Judicial Reform To Protect Our Rights
When you read between the lines of this article, this may be one of the most poignant articles about why the judicial reforms are needed.
The headline is correct. The judicial overhaul will leave the right to vote unprotected. However, the operative word there is “leave”. As in, it is unprotected right now, and will remain so. That’s because there is no law that gives a right to vote, at all. As I’ve always said, Israel has no concept of rights. A few laws speak about rights, but even those have outs – either a minister can override the “right”, as in the case of the “Right of Return”, or the Knesset can pass a law that takes that right away, as in the Basic Law: Human Dignity and Liberty. In fact, that’s what happened with the Disengagement. The Court ruled that the Disengagement violated the right to property of the Jewish inhabitants of Gaza, enumerated in that Basic Law, but since it fit the exception in the Basic Law, it was all right.
Of course, the author assumes the Court will “protect” the “right to vote”. How? Because the Supreme Court currently has no check on its power. If the Knesset were to pass a law saying a certain group could not vote, the court could decide – not based on any competing law – that it agreed or disagreed. If it disagreed, those people could vote. The author believes that those he feels need “protection” would be “protected” in this manner – for instance, Arabs.
However, the power of the Court goes far beyond that. There need not be a Knesset law disenfranchising anyone. The Court could rule to enfranchise, or disenfranchise anyone, no Knesset involvement needed. The Court could decide that the Arabs living in Jerusalem should be allowed to vote for Knesset, despite not having citizenship, and despite actively rejecting citizenship that was offered in the aftermath of 1967. The court could give the vote to illegal immigrants. Conversely, the Court could disenfranchise all Israeli citizens living in Judea and Samaria, the so-called West Bank.

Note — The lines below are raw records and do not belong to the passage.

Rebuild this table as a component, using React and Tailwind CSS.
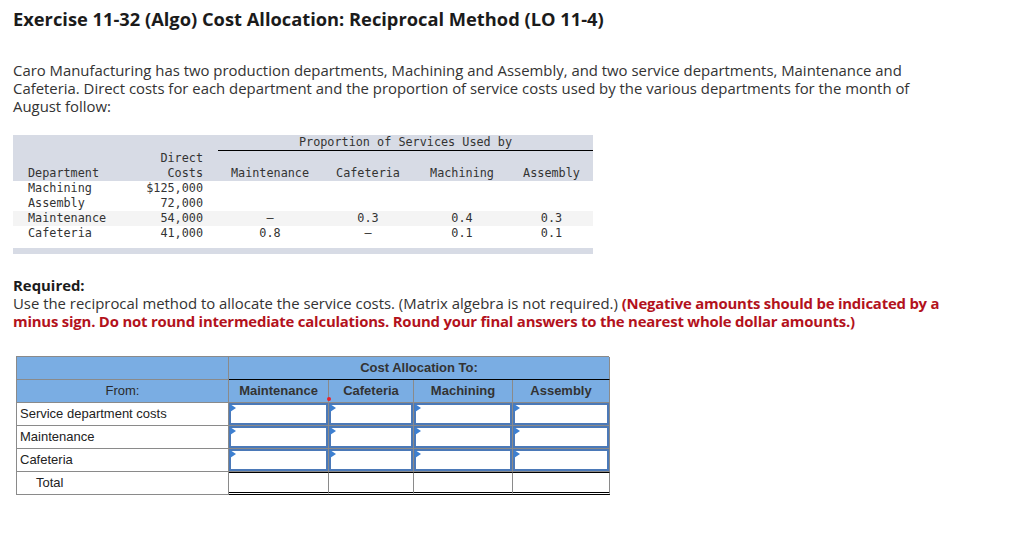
import React from "react";

const mono = { fontFamily: '"DejaVu Sans Mono", "Liberation Mono", monospace' };

function Tri() {
  return (
    <svg className="absolute left-[1px] top-[1px]" width="6" height="8" viewBox="0 0 6 8">
      <polygon points="0,0 6,4 0,8" fill="#3d7fd0" />
    </svg>
  );
}

function InputCell() {
  return (
    <div className="relative border-r border-b border-[#8a8a8a] h-[23px]">
      <div className="absolute inset-[0px] border-2 border-[#4b79b8] bg-white" />
      <Tri />
    </div>
  );
}

export default function App() {
  const topRows = [
    { d: "Machining", c: "$125,000", m: "", ca: "", ma: "", as: "", bg: "" },
    { d: "Assembly", c: "72,000", m: "", ca: "", ma: "", as: "", bg: "" },
    { d: "Maintenance", c: "54,000", m: "—", ca: "0.3", ma: "0.4", as: "0.3", bg: "bg-[#f4f4f4]" },
    { d: "Cafeteria", c: "41,000", m: "0.8", ca: "—", ma: "0.1", as: "0.1", bg: "" },
  ];
  const cols = "grid grid-cols-[127px_78px_104px_92px_96px_83px]";
  return (
    <div className="w-[1026px] h-[546px] bg-white px-[13px] pt-[7px] text-[#222]" style={{ fontFamily: '"Open Sans", Lato, sans-serif' }}>
      <div className="text-[18.3px] font-bold leading-[24px] text-[#1b1b1b]">
        Exercise 11-32 (Algo) Cost Allocation: Reciprocal Method (LO 11-4)
      </div>
      <div className="mt-[30px] text-[14.9px] leading-[18px] text-[#333]">
        Caro Manufacturing has two production departments, Machining and Assembly, and two service departments, Maintenance and
        <br />
        Cafeteria. Direct costs for each department and the proportion of service costs used by the various departments for the month of
        <br />
        August follow:
      </div>

      <div className="mt-[20px] w-[580px] text-[11.8px] leading-[15px] text-[#333]" style={mono}>
        <div className="bg-[#d7dbe5]">
          <div className={cols + " h-[15px]"}>
            <div />
            <div />
            <div className="col-span-4 text-center border-b border-black">Proportion of Services Used by</div>
          </div>
          <div className={cols + " h-[15px] mt-[1px]"}>
            <div />
            <div className="text-right pr-[15px]">Direct</div>
          </div>
          <div className={cols + " h-[15px]"}>
            <div className="pl-[15px]">Department</div>
            <div className="text-right pr-[15px]">Costs</div>
            <div className="text-center">Maintenance</div>
            <div className="text-center">Cafeteria</div>
            <div className="text-center">Machining</div>
            <div className="text-center">Assembly</div>
          </div>
        </div>
        {topRows.map((r) => (
          <div key={r.d} className={cols + " h-[15px] " + r.bg}>
            <div className="pl-[15px]">{r.d}</div>
            <div className="text-right pr-[15px]">{r.c}</div>
            <div className="text-center">{r.m}</div>
            <div className="text-center">{r.ca}</div>
            <div className="text-center">{r.ma}</div>
            <div className="text-center">{r.as}</div>
          </div>
        ))}
        <div className="h-[7px]" />
        <div className="h-[6px] bg-[#d7dbe5]" />
      </div>

      <div className="mt-[22px] text-[14.9px] leading-[18px] text-[#333]">
        <div className="font-bold text-[#1b1b1b]">Required:</div>
        <div>
          Use the reciprocal method to allocate the service costs. (Matrix algebra is not required.){" "}
          <span className="font-bold text-[#b3121c] tracking-[-0.2px]">(Negative amounts should be indicated by a</span>
          <br />
          <span className="font-bold text-[#b3121c] tracking-[-0.2px]">
            minus sign. Do not round intermediate calculations. Round your final answers to the nearest whole dollar amounts.)
          </span>
        </div>
      </div>

      <div
        className="relative mt-[26px] ml-[3px] w-[593px] grid grid-cols-[212px_100px_85px_99px_97px] border-l border-t border-[#8a8a8a] text-[13px] text-[#222]"
        style={{ fontFamily: '"Liberation Sans", Arial, sans-serif' }}
      >
        <div className="h-[23px] bg-[#7aade3] border-r border-b border-[#8a8a8a]" />
        <div className="col-span-4 h-[23px] bg-[#7aade3] border-r border-[#8a8a8a] border-b border-b-black flex items-center justify-center font-bold text-[#333]">
          Cost Allocation To:
        </div>
        <div className="h-[23px] bg-[#7aade3] border-r border-b border-[#8a8a8a] flex items-center justify-center text-[#2a2a2a]">From:</div>
        {["Maintenance", "Cafeteria", "Machining", "Assembly"].map((h) => (
          <div key={h} className="h-[23px] bg-[#7aade3] border-r border-b border-[#8a8a8a] flex items-center justify-center font-bold text-[#333]">
            {h}
          </div>
        ))}
        {["Service department costs", "Maintenance", "Cafeteria"].map((l) => (
          <React.Fragment key={l}>
            <div className="h-[23px] border-r border-b border-[#8a8a8a] flex items-center pl-[3px]">{l}</div>
            <InputCell />
            <InputCell />
            <InputCell />
            <InputCell />
          </React.Fragment>
        ))}
        <div className="h-[23px] border-r border-b border-[#8a8a8a] flex items-center pl-[19px]">Total</div>
        {[0, 1, 2, 3].map((i) => (
          <div key={i} className="h-[23px] border-r border-[#8a8a8a] border-t border-t-black border-b-[3px] border-b-black border-double" />
        ))}
        <div className="absolute left-[310px] top-[40px] w-[4px] h-[4px] rounded-full bg-[#e8202a]" />
      </div>
    </div>
  );
}
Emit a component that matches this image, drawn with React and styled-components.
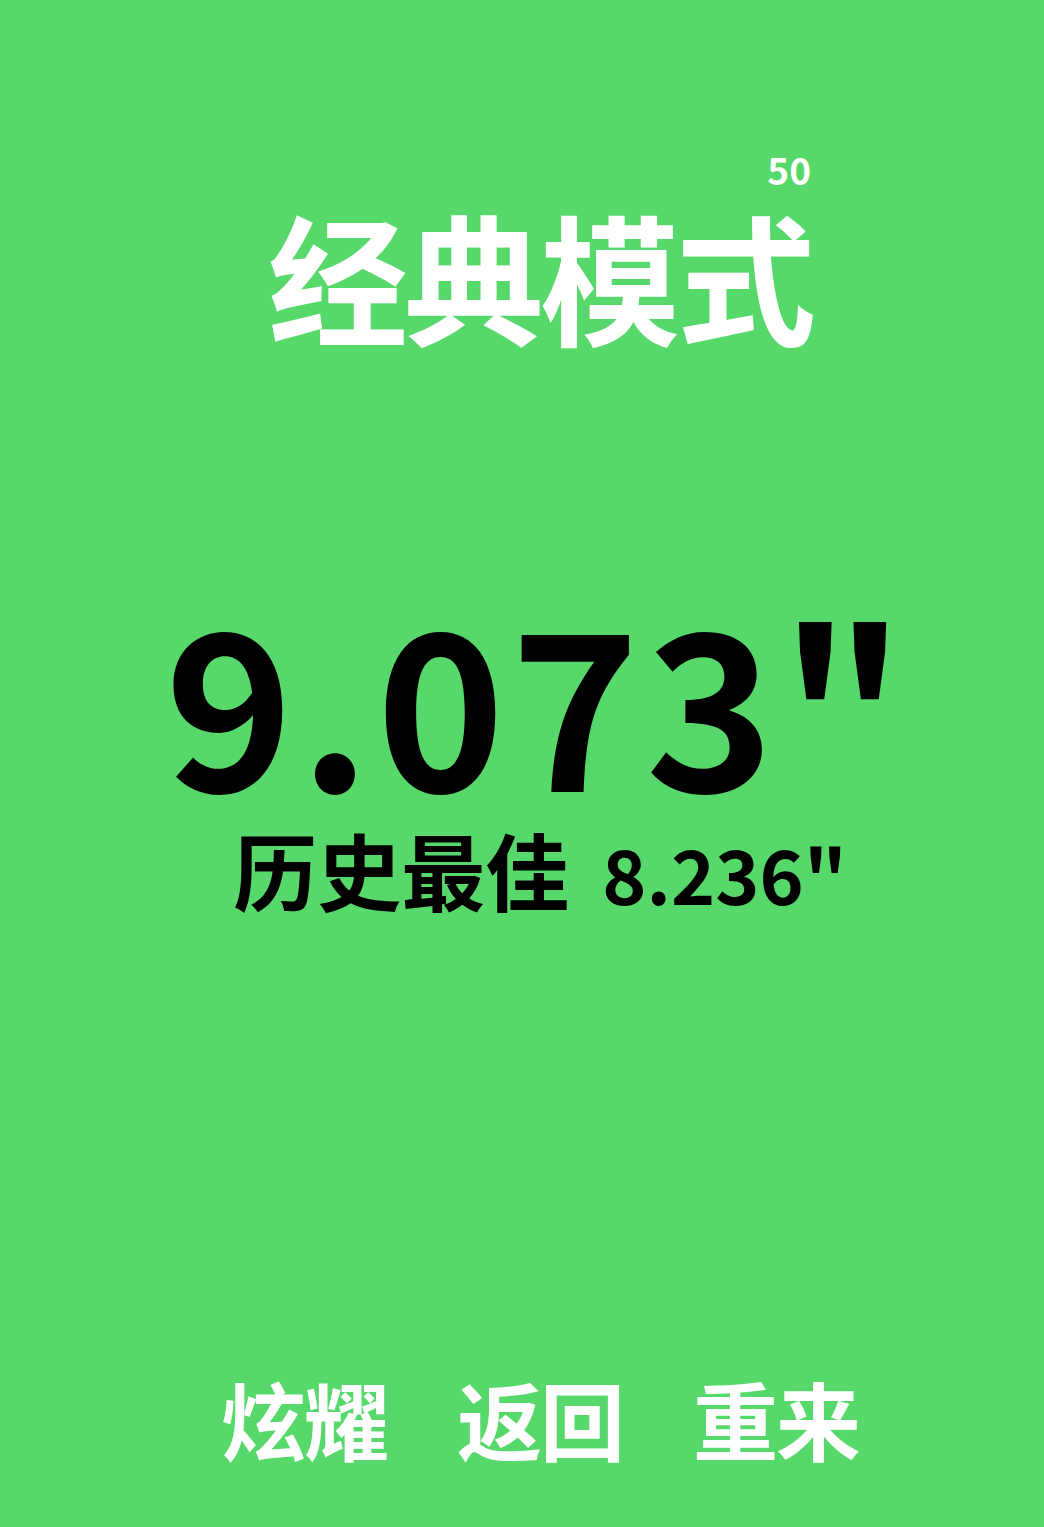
import React from "react";
import styled, { createGlobalStyle } from "styled-components";

const Global = createGlobalStyle`
  html, body { margin: 0; padding: 0; background: #56d86a; }
  body { font-family: "Noto Sans CJK SC", "Noto Sans", sans-serif; }
`;

const Page = styled.div`
  width: 1044px;
  height: 1527px;
  background: #56d86a;
  display: flex;
  flex-direction: column;
  align-items: center;
  padding-left: 36px;
  box-sizing: border-box;
`;

const TitleWrap = styled.div`
  position: relative;
  margin-top: 204px;
`;

const Title = styled.h1`
  margin: 0;
  font-size: 140px;
  line-height: 1;
  font-weight: 700;
  color: #fff;
  letter-spacing: -4px;
`;

const Level = styled.span`
  position: absolute;
  right: 1px;
  top: -53px;
  font-size: 37px;
  line-height: 1;
  font-weight: 700;
  color: #fff;
`;

const Score = styled.div`
  margin-top: 244px;
  margin-left: -4px;
  font-size: 218px;
  line-height: 1;
  font-weight: 700;
  letter-spacing: 6px;
  color: #000;
`;

const Best = styled.div`
  margin-top: 21px;
  line-height: 1;
  font-weight: 700;
  color: #000;
  display: flex;
  align-items: baseline;
  gap: 33px;
`;

const BestLabel = styled.span`
  font-size: 84px;
`;

const BestTime = styled.span`
  font-size: 75px;
`;

const Spacer = styled.div`
  flex: 1;
`;

const Actions = styled.div`
  display: flex;
  gap: 70px;
  margin-bottom: 67px;
`;

const Action = styled.button`
  background: none;
  border: none;
  padding: 0;
  font-family: inherit;
  font-size: 85px;
  line-height: 1;
  font-weight: 700;
  color: #fff;
  letter-spacing: -2px;
  cursor: pointer;
`;

export default function App() {
  return (
    <>
      <Global />
      <Page>
        <TitleWrap>
          <Title>经典模式</Title>
          <Level>50</Level>
        </TitleWrap>
        <Score>9.073"</Score>
        <Best>
          <BestLabel>历史最佳</BestLabel>
          <BestTime>8.236"</BestTime>
        </Best>
        <Spacer />
        <Actions>
          <Action>炫耀</Action>
          <Action>返回</Action>
          <Action>重来</Action>
        </Actions>
      </Page>
    </>
  );
}
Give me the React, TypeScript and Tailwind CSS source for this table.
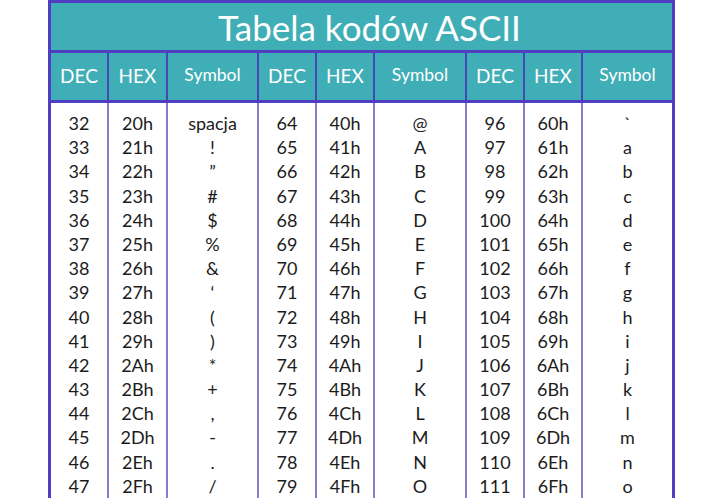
import React from "react";

const cols = ["w-[56px]", "w-[59px]", "w-[91px]", "w-[58px]", "w-[58px]", "w-[92px]", "w-[58px]", "w-[58px]", "w-[91px]"];

const sym1 = ["spacja", "!", "\u201D", "#", "$", "%", "&", "\u2018", "(", ")", "*", "+", ",", "-", ".", "/"];
const sym2 = ["@", "A", "B", "C", "D", "E", "F", "G", "H", "I", "J", "K", "L", "M", "N", "O"];
const sym3 = ["`", "a", "b", "c", "d", "e", "f", "g", "h", "i", "j", "k", "l", "m", "n", "o"];

function hex(n: number) {
  return n.toString(16).toUpperCase() + "h";
}

export default function App() {
  const rows = Array.from({ length: 16 }, (_, i) => i);
  const columns: string[][] = [
    rows.map((i) => String(32 + i)),
    rows.map((i) => hex(32 + i)),
    sym1,
    rows.map((i) => String(64 + i)),
    rows.map((i) => hex(64 + i)),
    sym2,
    rows.map((i) => String(96 + i)),
    rows.map((i) => hex(96 + i)),
    sym3,
  ];
  const headers = ["DEC", "HEX", "Symbol", "DEC", "HEX", "Symbol", "DEC", "HEX", "Symbol"];
  return (
    <div className="w-[720px] h-[500px] overflow-hidden bg-white" style={{ fontFamily: "Lato, 'Open Sans', sans-serif" }}>
      <div className="ml-[48px] w-[627px] border-[3px] border-b-0 border-[#4f3ec2] flex flex-col">
        <div className="h-[47px] bg-[#40aeb6] flex items-center justify-center text-white text-[35px] leading-none pl-[16px] pt-[2px]">
          Tabela kodów ASCII
        </div>
        <div className="h-[3px] bg-[#4f3ec2]" />
        <div className="h-[47px] bg-[#40aeb6] flex text-white">
          {headers.map((h, i) => (
            <div
              key={i}
              className={`${cols[i]} flex items-center justify-center ${i > 0 ? "border-l-2 border-[#4b46b6]" : ""} ${h === "Symbol" ? "text-[17.5px] pb-[3px]" : "text-[19px]"}`}
            >
              {h}
            </div>
          ))}
        </div>
        <div className="h-[3px] bg-[#4f3ec2]" />
        <div className="flex text-[#1c1c1c] text-[18px]">
          {columns.map((c, i) => (
            <div
              key={i}
              className={`${cols[i]} pt-[8px] flex flex-col items-center ${i > 0 ? "border-l-2 border-[#857dcb]" : ""}`}
            >
              {c.map((v, j) => (
                <div key={j} className="h-[24.2px] leading-[24.2px]">
                  {v}
                </div>
              ))}
            </div>
          ))}
        </div>
      </div>
    </div>
  );
}
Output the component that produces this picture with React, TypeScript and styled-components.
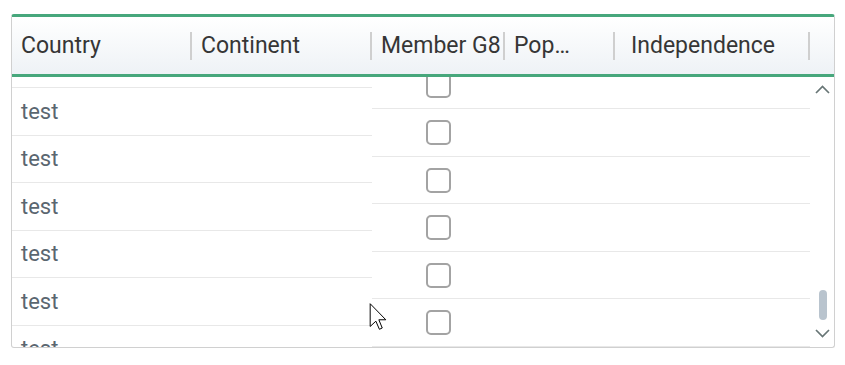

After all, the normal system in Israel requires that you be present in the country and vote in person, since we in Judea and Samaria are under military governance (a topic for another time), we could be viewed as “not in the country”.
Those arguing against the reforms constantly say the same thing, if we just listen – “We have no laws concerning a right to X, so the only way we may have a right to X is to give the Supreme Court carte-blanche to create a right to X.” At the same time, I’ve heard more than one ostensible Israeli law professor opposed to the reforms say that democracy has nothing to do with majority rule. The only way to reconcile these views with the actual word “democracy” is to say that Israelis often have a hard time with English.
Perhaps we would all have accepted our judicial overlords if they were fair, impartial, non-political and consistent. After all, if they were doing what the public would have wanted anyway, why bother having to vote? Obviously this is not the case. To point out just one example, and one mentioned in the article, what about this “right to be elected”? First of all, I’ve never heard of such a right. In the US, you have to be 35 and born in the United States to be elected president. Does that violate someone’s rights? Be that as it may, in Israel there is a Basic Law that says you can’t be elected to the Knesset if you do one of the following:
- negation of the existence of the State of Israel as the state of the Jewish people;
- negation of the democratic character of the State
- incitement to racism
This law has only ever been used against Jews. Several times the Knesset committee that is supposed to apply this law has recommended to ban members of the Arab parties (who publicly decry the idea of a Jewish State, just for starters), but in 2019, the Court reversed the committee and instead banned Jewish members of the Otzma Yehudit party, whom the committee had approved, including one who had previously served in the Knesset. Whether they should have banned anyone is immaterial. The idea that they’re protecting a “right to be elected” or are apolitical is laughable in the extreme.
To be fair, we’re not alone. Many countries are “democracies” in a similar way. After all, Syria has elections, it just happens to be that 97% vote for Assad. I once heard a representative of China say, “We’re democratic, we just don’t have elections.” Not to mention North Korea, which has “Democratic” right there in its name – The Democratic People’s Republic of Korea. But is this the club we wish to join?
Those opposed to the reforms rightly point out that there is a fear of a “tyranny of the majority” – a fear, I would argue, that is more tangible for the right than for the left. Even Bibi knows he’ll be out of power one day; he literally just was. However every country that we would call “democratic” handles that fear in the same way, and it is not by creating a judicial junta to second-guess the voters. Instead, they vote, either directly or through a parliament, for limits on all branches of governments, including the courts, and enumerate the agreed upon rights of the citizens that are sacrosanct in that society and cannot be taken away just because someone has an idea that is for the “public good”. The Court is then empowered – as these reforms do – to enforce those limits and enumerated rights.
These reforms are just the beginning of that process of enumerating rights. I don’t know if anyone has come out and said this out loud, but once the judiciary has limits, all of the decisions they would have just decreed from on high up until now will have to be voted on. That is because the reforms will force the hand of the Knesset as much as the Court. The first time someone challenges anything and the Court says, “We can’t rule because there is no law,” the Knesset will have to pass a law. The process won’t be pretty; rights give benefits to my enemies as well as my friends. But this is how things work in an actual democracy.